A co-production between the National Theatre of Scotland, Dundee Rep and the EIF, the show – which is staged at Edinburgh’s wonderful Festival Theatre – stars the famous Scottish actor Brian Cox (whose screen roles include the media tycoon Logan Roy in the smash hit HBO television series Succession) as the ghost of the Scottish moral philosopher Adam Smith. Opposite him, playing Goodwin, is his compatriot, the always brilliant Sandy Grierson (who is fresh from his award-winning success in the beautiful Scots-Japanese stage production Confessions of a Shinagawa Monkey).

Photo credit: Marc Brenner.

Grierson gives a typically excellent performance as Goodwin, the accountant-turned-banker who – despite his working-class background in the Ferguslie council estate in the former textile town of Paisley – is a devotee of the “greed is good” strand of neoliberalism. The recklessness with which he acquires assets – including major banks such as NatWest and, ruinously, a large stake in the Dutch behemoth ABN AMRO – is accompanied by a Darth Vader-style ruthlessness in his dealings with employees.

For his part, Cox’s Smith is, by turns, humorously bewildered by 21st-century Edinburgh, and righteously indignant at the cynically selective reading of his work by the ideologues of Thatcherism and Reaganomics. Where, he asks a perplexed Goodwin, is his insistence on markets being regulated to ensure that they work for the common good?

Alongside the details of the rapid and catastrophic collapse of RBS, these nicely wrought and beautifully performed exchanges are the substance of Graham’s play. Sadly, however, they run in parallel to a musical element – mainly fragments of pop songs sung by a chorus of top-notch, but under-utilized, actors – that rarely connects with or illuminates the subject.

Goodwin was – perfectly reasonably – accused of artificially inflating the RBS. Sadly, the same can be said of director Andrew Panton in relation to the play.

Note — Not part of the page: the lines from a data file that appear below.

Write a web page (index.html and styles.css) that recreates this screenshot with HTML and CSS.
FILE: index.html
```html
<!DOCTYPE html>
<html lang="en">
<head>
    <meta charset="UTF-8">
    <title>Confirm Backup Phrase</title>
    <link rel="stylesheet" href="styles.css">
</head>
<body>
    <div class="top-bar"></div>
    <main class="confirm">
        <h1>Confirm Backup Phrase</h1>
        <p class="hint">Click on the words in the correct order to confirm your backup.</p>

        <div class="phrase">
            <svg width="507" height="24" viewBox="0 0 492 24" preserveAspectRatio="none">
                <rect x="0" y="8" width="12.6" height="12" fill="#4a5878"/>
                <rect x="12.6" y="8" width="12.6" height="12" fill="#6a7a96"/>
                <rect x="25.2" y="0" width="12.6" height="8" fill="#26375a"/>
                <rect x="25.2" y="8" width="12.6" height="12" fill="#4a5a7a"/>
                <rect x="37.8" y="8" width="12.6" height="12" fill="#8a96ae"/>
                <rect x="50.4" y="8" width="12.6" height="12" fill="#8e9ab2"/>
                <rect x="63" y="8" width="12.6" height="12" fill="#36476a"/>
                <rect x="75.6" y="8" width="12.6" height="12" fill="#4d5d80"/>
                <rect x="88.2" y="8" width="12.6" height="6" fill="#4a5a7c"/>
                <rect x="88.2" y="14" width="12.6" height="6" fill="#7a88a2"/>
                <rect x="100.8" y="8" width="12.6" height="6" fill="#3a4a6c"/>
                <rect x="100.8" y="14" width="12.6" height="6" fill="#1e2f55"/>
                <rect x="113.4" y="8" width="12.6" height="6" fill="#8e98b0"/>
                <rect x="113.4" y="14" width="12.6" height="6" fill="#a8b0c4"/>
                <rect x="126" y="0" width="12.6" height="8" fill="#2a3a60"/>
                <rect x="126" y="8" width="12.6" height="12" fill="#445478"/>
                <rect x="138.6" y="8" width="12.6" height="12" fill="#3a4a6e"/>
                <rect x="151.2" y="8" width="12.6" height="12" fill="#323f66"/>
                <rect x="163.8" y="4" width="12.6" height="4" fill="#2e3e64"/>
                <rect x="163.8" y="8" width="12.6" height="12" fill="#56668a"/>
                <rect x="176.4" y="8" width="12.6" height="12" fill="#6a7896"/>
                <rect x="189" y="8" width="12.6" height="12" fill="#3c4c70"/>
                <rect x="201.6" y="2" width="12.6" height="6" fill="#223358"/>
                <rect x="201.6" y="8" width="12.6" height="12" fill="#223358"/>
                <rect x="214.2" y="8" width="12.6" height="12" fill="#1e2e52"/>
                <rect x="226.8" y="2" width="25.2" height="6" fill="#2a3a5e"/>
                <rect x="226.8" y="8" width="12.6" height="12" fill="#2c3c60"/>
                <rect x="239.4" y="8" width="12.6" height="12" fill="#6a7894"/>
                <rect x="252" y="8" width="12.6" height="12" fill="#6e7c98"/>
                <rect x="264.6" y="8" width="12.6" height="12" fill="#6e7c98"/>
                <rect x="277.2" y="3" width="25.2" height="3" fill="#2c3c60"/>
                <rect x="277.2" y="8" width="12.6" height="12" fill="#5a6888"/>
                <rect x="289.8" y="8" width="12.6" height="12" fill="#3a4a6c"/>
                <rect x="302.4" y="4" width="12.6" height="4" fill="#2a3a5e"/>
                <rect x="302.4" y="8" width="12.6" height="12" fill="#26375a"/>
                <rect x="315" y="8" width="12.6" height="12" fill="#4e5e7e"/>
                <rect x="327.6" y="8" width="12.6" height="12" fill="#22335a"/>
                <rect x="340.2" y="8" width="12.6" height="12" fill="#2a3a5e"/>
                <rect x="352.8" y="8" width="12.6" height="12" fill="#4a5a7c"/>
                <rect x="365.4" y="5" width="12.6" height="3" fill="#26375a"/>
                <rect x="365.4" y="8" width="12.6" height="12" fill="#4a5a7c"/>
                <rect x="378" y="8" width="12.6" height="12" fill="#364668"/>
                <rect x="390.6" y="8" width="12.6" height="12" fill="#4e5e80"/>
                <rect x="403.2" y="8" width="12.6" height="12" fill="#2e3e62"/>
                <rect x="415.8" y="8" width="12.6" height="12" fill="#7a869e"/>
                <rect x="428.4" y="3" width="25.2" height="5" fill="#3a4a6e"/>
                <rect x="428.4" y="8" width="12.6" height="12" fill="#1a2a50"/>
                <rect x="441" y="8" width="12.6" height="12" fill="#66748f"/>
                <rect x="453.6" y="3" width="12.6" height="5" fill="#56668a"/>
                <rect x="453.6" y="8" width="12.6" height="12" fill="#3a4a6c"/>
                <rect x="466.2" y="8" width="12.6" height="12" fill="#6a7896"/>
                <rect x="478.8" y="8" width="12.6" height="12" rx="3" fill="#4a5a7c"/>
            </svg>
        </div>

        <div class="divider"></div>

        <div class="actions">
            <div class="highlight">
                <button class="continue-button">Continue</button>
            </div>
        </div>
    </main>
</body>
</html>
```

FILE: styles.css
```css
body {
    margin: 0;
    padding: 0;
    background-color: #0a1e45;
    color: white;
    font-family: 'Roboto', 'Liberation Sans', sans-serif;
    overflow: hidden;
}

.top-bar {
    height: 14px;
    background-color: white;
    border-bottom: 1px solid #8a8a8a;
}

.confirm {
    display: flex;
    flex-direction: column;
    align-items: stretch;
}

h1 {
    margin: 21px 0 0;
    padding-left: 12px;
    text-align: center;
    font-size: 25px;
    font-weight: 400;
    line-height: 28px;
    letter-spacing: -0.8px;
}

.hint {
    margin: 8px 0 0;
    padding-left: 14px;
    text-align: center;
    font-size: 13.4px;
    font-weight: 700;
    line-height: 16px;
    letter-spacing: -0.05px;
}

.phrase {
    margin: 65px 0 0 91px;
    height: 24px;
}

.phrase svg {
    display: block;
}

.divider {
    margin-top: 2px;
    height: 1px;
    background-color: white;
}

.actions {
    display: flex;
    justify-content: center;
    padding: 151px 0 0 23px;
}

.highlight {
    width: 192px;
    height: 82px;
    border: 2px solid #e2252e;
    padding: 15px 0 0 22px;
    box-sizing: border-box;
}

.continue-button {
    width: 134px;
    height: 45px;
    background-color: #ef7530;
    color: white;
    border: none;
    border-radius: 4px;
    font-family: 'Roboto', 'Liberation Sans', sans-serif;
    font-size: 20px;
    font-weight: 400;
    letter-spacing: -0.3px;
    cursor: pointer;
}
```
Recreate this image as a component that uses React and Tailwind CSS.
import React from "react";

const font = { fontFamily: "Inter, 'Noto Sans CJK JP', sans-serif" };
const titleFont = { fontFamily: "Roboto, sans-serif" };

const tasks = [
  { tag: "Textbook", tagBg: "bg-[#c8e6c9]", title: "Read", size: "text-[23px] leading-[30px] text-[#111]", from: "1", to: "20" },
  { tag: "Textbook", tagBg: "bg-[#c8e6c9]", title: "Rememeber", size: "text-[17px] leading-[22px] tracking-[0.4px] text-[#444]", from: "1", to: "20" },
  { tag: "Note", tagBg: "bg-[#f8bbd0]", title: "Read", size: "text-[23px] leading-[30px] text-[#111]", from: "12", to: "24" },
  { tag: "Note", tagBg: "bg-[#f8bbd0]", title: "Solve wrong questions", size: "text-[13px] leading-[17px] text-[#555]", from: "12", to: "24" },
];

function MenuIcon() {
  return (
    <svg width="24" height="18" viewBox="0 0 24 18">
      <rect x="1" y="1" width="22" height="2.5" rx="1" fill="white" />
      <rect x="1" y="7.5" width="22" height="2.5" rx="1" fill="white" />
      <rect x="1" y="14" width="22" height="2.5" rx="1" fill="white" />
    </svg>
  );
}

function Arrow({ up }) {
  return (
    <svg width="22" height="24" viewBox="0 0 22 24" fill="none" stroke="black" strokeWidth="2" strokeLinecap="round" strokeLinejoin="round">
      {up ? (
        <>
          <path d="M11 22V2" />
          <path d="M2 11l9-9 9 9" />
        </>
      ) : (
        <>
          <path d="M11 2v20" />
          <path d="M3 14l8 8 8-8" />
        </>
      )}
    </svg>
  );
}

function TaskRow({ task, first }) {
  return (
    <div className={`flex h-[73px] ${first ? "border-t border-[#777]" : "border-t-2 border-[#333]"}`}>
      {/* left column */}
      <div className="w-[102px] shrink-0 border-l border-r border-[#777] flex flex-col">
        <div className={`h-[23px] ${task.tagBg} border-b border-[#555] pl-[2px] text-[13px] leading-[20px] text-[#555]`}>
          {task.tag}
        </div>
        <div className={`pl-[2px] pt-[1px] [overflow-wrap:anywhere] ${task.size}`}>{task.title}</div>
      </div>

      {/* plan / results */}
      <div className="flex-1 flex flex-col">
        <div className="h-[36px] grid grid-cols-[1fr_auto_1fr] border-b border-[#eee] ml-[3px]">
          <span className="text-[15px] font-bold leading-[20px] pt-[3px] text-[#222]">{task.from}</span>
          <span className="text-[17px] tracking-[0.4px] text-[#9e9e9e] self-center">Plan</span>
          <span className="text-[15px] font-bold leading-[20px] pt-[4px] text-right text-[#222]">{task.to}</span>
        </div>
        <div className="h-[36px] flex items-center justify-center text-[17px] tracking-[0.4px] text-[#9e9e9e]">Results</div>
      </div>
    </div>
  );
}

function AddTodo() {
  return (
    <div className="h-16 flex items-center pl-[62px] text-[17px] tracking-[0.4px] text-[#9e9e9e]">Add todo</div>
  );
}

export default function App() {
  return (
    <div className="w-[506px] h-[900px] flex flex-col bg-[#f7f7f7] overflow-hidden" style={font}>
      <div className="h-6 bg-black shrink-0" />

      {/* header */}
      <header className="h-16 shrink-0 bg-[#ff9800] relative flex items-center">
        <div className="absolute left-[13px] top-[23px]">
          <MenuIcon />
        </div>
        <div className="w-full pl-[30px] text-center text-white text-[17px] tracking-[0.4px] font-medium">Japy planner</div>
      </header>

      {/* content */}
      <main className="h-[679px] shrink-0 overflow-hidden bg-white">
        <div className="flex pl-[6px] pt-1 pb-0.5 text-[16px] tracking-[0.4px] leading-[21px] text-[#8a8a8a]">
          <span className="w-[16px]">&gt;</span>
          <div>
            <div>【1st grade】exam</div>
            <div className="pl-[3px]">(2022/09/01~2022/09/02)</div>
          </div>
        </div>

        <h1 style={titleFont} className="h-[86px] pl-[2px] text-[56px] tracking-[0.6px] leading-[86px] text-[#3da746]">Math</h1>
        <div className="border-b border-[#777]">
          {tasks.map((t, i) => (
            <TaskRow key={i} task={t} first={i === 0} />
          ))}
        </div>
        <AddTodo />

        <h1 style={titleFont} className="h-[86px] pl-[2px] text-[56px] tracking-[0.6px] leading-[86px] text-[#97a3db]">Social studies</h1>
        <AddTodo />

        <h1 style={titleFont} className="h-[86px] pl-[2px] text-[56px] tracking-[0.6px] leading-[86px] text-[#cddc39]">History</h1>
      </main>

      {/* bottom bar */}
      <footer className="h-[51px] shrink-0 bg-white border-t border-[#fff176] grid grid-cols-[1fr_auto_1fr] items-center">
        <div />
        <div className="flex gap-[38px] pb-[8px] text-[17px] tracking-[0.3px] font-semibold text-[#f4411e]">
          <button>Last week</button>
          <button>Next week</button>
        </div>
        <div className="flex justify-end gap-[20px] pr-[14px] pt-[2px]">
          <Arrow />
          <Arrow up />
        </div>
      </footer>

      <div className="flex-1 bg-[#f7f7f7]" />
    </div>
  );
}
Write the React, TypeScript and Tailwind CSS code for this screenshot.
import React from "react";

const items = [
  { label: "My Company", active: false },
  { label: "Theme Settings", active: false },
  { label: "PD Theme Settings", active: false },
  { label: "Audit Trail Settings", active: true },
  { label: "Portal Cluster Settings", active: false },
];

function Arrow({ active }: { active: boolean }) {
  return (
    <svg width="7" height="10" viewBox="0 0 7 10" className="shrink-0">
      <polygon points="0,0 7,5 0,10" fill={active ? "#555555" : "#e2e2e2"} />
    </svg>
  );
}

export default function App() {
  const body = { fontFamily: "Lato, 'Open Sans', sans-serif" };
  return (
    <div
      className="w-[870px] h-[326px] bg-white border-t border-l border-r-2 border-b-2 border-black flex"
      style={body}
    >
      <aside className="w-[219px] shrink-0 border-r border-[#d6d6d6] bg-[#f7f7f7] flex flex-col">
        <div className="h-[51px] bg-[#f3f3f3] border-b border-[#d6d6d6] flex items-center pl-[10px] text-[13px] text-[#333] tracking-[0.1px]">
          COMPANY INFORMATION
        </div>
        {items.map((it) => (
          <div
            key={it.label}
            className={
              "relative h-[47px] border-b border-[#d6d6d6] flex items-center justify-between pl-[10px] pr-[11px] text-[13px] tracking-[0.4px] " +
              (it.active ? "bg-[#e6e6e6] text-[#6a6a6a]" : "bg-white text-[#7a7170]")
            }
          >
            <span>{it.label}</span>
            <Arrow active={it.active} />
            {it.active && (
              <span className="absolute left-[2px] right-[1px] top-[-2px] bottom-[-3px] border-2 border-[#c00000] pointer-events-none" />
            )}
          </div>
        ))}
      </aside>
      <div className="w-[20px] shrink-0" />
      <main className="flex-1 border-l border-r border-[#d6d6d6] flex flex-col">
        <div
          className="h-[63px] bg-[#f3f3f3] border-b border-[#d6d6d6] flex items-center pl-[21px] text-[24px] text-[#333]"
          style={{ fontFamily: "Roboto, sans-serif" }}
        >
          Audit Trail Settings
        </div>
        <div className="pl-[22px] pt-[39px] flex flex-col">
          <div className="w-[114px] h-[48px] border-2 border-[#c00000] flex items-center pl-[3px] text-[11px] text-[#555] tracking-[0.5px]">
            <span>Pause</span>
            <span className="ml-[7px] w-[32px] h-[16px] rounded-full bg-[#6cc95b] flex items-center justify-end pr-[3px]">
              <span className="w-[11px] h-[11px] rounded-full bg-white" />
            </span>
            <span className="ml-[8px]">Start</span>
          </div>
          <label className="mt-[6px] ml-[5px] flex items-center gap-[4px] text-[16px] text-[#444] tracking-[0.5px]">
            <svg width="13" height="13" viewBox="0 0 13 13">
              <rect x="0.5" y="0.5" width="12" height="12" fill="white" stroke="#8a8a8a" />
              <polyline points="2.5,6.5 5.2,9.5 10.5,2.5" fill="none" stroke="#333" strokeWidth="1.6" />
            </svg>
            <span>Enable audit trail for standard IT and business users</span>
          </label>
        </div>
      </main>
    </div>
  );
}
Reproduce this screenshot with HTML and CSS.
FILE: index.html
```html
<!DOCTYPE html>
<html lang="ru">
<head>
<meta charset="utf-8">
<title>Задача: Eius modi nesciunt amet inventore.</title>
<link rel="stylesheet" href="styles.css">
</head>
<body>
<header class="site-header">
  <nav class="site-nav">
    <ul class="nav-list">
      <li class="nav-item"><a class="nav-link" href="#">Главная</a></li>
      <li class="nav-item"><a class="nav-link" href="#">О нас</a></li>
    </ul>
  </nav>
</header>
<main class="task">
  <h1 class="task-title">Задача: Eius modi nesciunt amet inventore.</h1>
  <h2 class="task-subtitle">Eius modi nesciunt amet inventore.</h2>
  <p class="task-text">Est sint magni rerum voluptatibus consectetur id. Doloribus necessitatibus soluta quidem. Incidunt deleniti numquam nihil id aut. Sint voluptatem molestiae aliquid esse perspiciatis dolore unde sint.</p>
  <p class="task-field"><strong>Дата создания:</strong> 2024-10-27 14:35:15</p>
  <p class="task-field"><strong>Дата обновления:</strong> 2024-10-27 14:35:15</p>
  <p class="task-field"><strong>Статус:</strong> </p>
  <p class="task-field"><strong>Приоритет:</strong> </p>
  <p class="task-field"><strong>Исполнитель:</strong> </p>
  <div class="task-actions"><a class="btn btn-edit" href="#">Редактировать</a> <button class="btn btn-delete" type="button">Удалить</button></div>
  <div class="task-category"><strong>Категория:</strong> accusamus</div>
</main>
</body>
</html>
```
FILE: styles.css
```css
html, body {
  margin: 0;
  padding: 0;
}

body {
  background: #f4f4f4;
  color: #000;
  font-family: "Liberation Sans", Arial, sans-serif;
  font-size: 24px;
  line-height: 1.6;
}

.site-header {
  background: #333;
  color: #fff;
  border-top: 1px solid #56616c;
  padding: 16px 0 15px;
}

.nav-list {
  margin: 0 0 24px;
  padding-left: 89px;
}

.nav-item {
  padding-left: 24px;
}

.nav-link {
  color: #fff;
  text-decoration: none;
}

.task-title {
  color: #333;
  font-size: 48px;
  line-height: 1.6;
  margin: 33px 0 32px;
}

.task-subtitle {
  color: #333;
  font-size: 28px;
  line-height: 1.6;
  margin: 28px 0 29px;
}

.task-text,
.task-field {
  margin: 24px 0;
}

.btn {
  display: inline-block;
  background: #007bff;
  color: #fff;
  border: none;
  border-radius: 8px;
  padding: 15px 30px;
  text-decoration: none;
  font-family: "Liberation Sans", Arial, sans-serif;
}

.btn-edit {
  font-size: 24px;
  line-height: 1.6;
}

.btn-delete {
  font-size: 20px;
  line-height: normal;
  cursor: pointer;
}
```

If the musical numbers are superfluous, so, too, is the overly dramatic use of sound and big-screen projections. There are fine performances in supporting character roles from tremendous actors such as Ann Louise Ross and Callum Cuthbertson. However – like a person wearing a suit that is several sizes too large for them – they always seem at risk of being subsumed by the production’s general grandiloquence.

Too often over the years we have seen the Scottish contribution to the EIF theatre programme – which, unfairly, is required to be a world premiere – struggle to measure up to the big stage expectations of the Festival. The irony of this world premiere – which plays until August 9 – is that, inside its unwieldy and unbalanced production, there seems to be a smaller, more coherent play trying to get out.